Life after Life on Mars?

So it turns out that I’m not having as much fun with the new series of ‘Life on Mars’ as I did, say, at this time last year. The problem is easily identifiable; Gene Hunt is no longer a sympathetic character; he is, in fact, now a cunt (a word that will soon become acceptable profanity because the BBC, the last bastion of hope for the English language, are easing up the restrictions (Oh, sorry, I should have noted that this blog entry should only be read after the watershed)).

This is a problem for two related reasons.

The first is that the show, whilst nominally about Sam Tyler working out whether he’s dead, in a coma or back in time, is actually about the relationship between the good cops of today and the coppers of the seventies who will do anything to put the crim in chokey. Sam Tyler is one side of that debate and Gene Hunt is the other. In the first series Gene is cocky, arrogant and always trying to do the right thing; it’s just that he seems to think that to get the job done you have to be a bit of a criminal yourself. In the second (and final) series he’s still cocky and arrogant, but now he’s angry and malicious. Gene Hunt now a caricature of everything we now think despicable of seventies policing.

This is a problem now because Sam, who often seems a little cocky and oversure of himself, is increasingly right to think that old style coppering had no redeeming features to it. It’s a future problem because Gene Hunt is getting his own series.

Yes, the Gene Genie is returning in ‘Ashes to Ashes.’ It’s set, so the rumours go, in 1980 and presumably it will be about Gene Hunt having to cope with policing in the ‘new age’ (for a good primer of British Police Dramas I recommend ‘The Comic Strip Presents… Detectives on the Edge of a Nervous Breakdown’). Now the Gene Hunt of series one would be perfect for that show, but the Gene Hunt of series two… Not so much.
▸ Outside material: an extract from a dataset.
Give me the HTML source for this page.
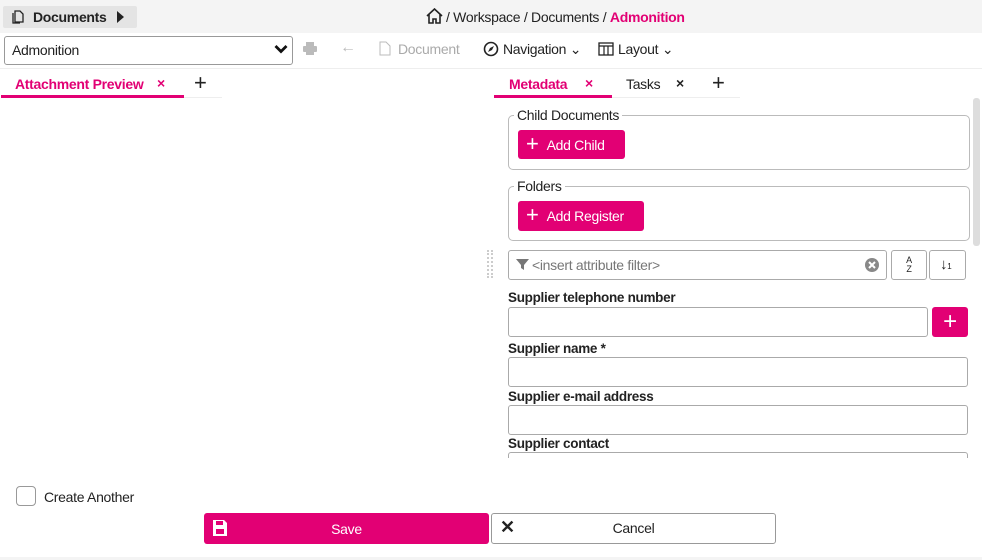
<!DOCTYPE html>
<html><head><style>
*{box-sizing:border-box;margin:0;padding:0}
body{width:982px;height:560px;background:#f4f4f4;font-family:"Liberation Sans",sans-serif;font-size:14px;color:#222;position:relative;overflow:hidden;letter-spacing:-0.3px}
.a{position:absolute}
.pink{color:#e20074}
.btn{position:absolute;background:#e20074;color:#fff;border-radius:3px;font-size:14px;display:flex;align-items:center}
.fs{position:absolute;border:1px solid #bbb;border-radius:5px}
.lg{position:absolute;background:#fff;padding:0 3px;font-size:14px;top:-9px;left:5px}
.inp{position:absolute;background:#fff;border:1px solid #aaa;border-radius:3px}
.lbl{position:absolute;font-weight:bold;font-size:13.5px}
</style></head><body>
<div class="a" style="left:3px;top:6px;width:134px;height:22px;background:#e4e4e4;border-radius:2px"></div>
<svg class="a" style="left:12px;top:10px" width="12" height="14" viewBox="0 0 12 14"><path d="M3 1h5l3 3v8H3z M1 3v10h7" fill="none" stroke="#222" stroke-width="1.3"/></svg>
<div class="a" style="left:33px;top:9px;font-weight:bold;font-size:14px">Documents</div>
<svg class="a" style="left:116px;top:11px" width="9" height="12"><path d="M1 0l7 6-7 6z" fill="#222"/></svg>
<svg class="a" style="left:426px;top:8px" width="17" height="16" viewBox="0 0 17 16"><path d="M1 8L8.5 1 16 8M3 6.5V15h4v-4h3v4h4V6.5" fill="none" stroke="#222" stroke-width="1.6"/></svg>
<div class="a" style="left:446px;top:9px">/ Workspace / Documents / <span class="pink" style="font-weight:bold">Admonition</span></div>
<div class="a" style="left:0;top:33px;width:982px;height:524px;background:#fff"></div>
<div class="a" style="left:4px;top:36px;width:289px;height:29px;border:1px solid #999;border-radius:3px;background:#fff"></div>
<div class="a" style="left:12px;top:42px">Admonition</div>
<svg class="a" style="left:274px;top:44px" width="14" height="10"><path d="M1.5 2l5.5 5.5L12.5 2" fill="none" stroke="#111" stroke-width="2.8"/></svg>
<svg class="a" style="left:302px;top:41px" width="16" height="15"><rect x="4" y="1" width="8" height="4" fill="#bbb"/><rect x="1" y="5" width="14" height="6" rx="1" fill="#bbb"/><rect x="4" y="9" width="8" height="5" fill="#bbb"/></svg>
<div class="a" style="left:340px;top:39px;color:#bbb;font-size:16px">←</div>
<svg class="a" style="left:379px;top:41px" width="12" height="15"><path d="M1 1h6l4 4v9H1z" fill="none" stroke="#bbb"/></svg>
<div class="a" style="left:398px;top:41px;color:#aaa">Document</div>
<svg class="a" style="left:483px;top:41px" width="16" height="16"><circle cx="8" cy="8" r="6.5" fill="none" stroke="#222" stroke-width="1.6"/><path d="M11 5L9 9 5 11 7 7z" fill="#222"/></svg>
<div class="a" style="left:503px;top:41px">Navigation ⌄</div>
<svg class="a" style="left:598px;top:42px" width="16" height="14"><rect x="1" y="1" width="14" height="12" fill="none" stroke="#222" stroke-width="1.3"/><path d="M1 4h14M6 4v9M10 4v9" stroke="#222" stroke-width="1.2"/></svg>
<div class="a" style="left:618px;top:41px">Layout ⌄</div>
<div class="a" style="left:0;top:68px;width:982px;height:1px;background:#eee"></div>
<div class="a pink" style="left:15px;top:76px;font-weight:bold">Attachment Preview</div>
<div class="a pink" style="left:157px;top:75px;font-weight:bold">×</div>
<div class="a" style="left:194px;top:70px;font-size:22px">+</div>
<div class="a" style="left:1px;top:95px;width:183px;height:3px;background:#e20074"></div>
<div class="a" style="left:184px;top:97px;width:38px;height:1px;background:#eee"></div>
<div class="a" style="left:487px;top:250px;width:6px;height:28px;border-left:2px dotted #ccc;border-right:2px dotted #ccc"></div>
<div class="a pink" style="left:509px;top:76px;font-weight:bold">Metadata</div>
<div class="a pink" style="left:585px;top:75px;font-weight:bold">×</div>
<div class="a" style="left:494px;top:95px;width:118px;height:3px;background:#e20074"></div>
<div class="a" style="left:612px;top:97px;width:128px;height:1px;background:#eee"></div>
<div class="a" style="left:626px;top:76px">Tasks</div>
<div class="a" style="left:676px;top:75px;font-weight:bold">×</div>
<div class="a" style="left:712px;top:70px;font-size:22px">+</div>
<div class="a" style="left:973px;top:98px;width:7px;height:148px;background:#ddd;border-radius:3px"></div>
<div class="fs" style="left:508px;top:115px;width:462px;height:55px"><div class="lg">Child Documents</div></div>
<div class="btn" style="left:518px;top:130px;width:107px;height:29px"><span style="font-size:22px;margin:0 8px 2px 8px">+</span>Add Child</div>
<div class="fs" style="left:508px;top:186px;width:462px;height:55px"><div class="lg">Folders</div></div>
<div class="btn" style="left:518px;top:201px;width:126px;height:30px"><span style="font-size:22px;margin:0 8px 2px 8px">+</span>Add Register</div>
<div class="inp" style="left:508px;top:250px;width:379px;height:30px"></div>
<svg class="a" style="left:516px;top:258px" width="13" height="13"><path d="M0 1h13L8 7v5L5 10V7z" fill="#777"/></svg>
<div class="a" style="left:532px;top:257px;color:#777">&lt;insert attribute filter&gt;</div>
<svg class="a" style="left:864px;top:257px" width="16" height="16"><circle cx="8" cy="8" r="7" fill="#888"/><path d="M5 5l6 6M11 5l-6 6" stroke="#fff" stroke-width="2"/></svg>
<div class="inp" style="left:891px;top:250px;width:36px;height:30px;font-size:9px;text-align:center;line-height:9px;padding-top:5px">A<br>Z</div>
<div class="inp" style="left:929px;top:250px;width:37px;height:30px;font-size:15px;padding:5px 0 0 10px">↓<span style="font-size:8px">1<br></span></div>
<div class="lbl" style="left:508px;top:290px">Supplier telephone number</div>
<div class="inp" style="left:508px;top:307px;width:420px;height:30px"></div>
<div class="btn" style="left:932px;top:307px;width:36px;height:30px;justify-content:center;font-size:24px">+</div>
<div class="lbl" style="left:508px;top:341px">Supplier name *</div>
<div class="inp" style="left:508px;top:357px;width:460px;height:30px"></div>
<div class="lbl" style="left:508px;top:389px">Supplier e-mail address</div>
<div class="inp" style="left:508px;top:405px;width:460px;height:30px"></div>
<div class="lbl" style="left:508px;top:436px">Supplier contact</div>
<div class="inp" style="left:508px;top:452px;width:460px;height:30px"></div>
<div class="a" style="left:494px;top:458px;width:488px;height:30px;background:#fff"></div>
<div class="a" style="left:16px;top:486px;width:20px;height:20px;border:1px solid #999;border-radius:4px"></div>
<div class="a" style="left:44px;top:489px">Create Another</div>
<div class="btn" style="left:204px;top:513px;width:285px;height:31px;justify-content:center">Save</div>
<svg class="a" style="left:213px;top:520px" width="14" height="16"><path d="M0 0h11l3 3v13H0z" fill="#fff"/><rect x="3" y="1" width="7" height="4" fill="#e20074"/><rect x="3" y="9" width="8" height="5" fill="#e20074"/></svg>
<div class="a" style="left:491px;top:513px;width:285px;height:31px;border:1px solid #999;border-radius:3px;background:#fff;text-align:center;line-height:29px">Cancel</div>
<div class="a" style="left:500px;top:517px;font-size:18px;font-weight:bold">✕</div>
</body></html>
Which is a pity. Philip Glenister’s protrayal of DCI Gene Hunt is the best thing about ‘Life on Mars’ and, hopefully, making his character the fish out of water in the new series will breath life and new humanity back into the part. Still, I’m not as optimistic as I was several months ago, and I don’t like it when my TV lets me down.

If you can’t trust the box who can you trust?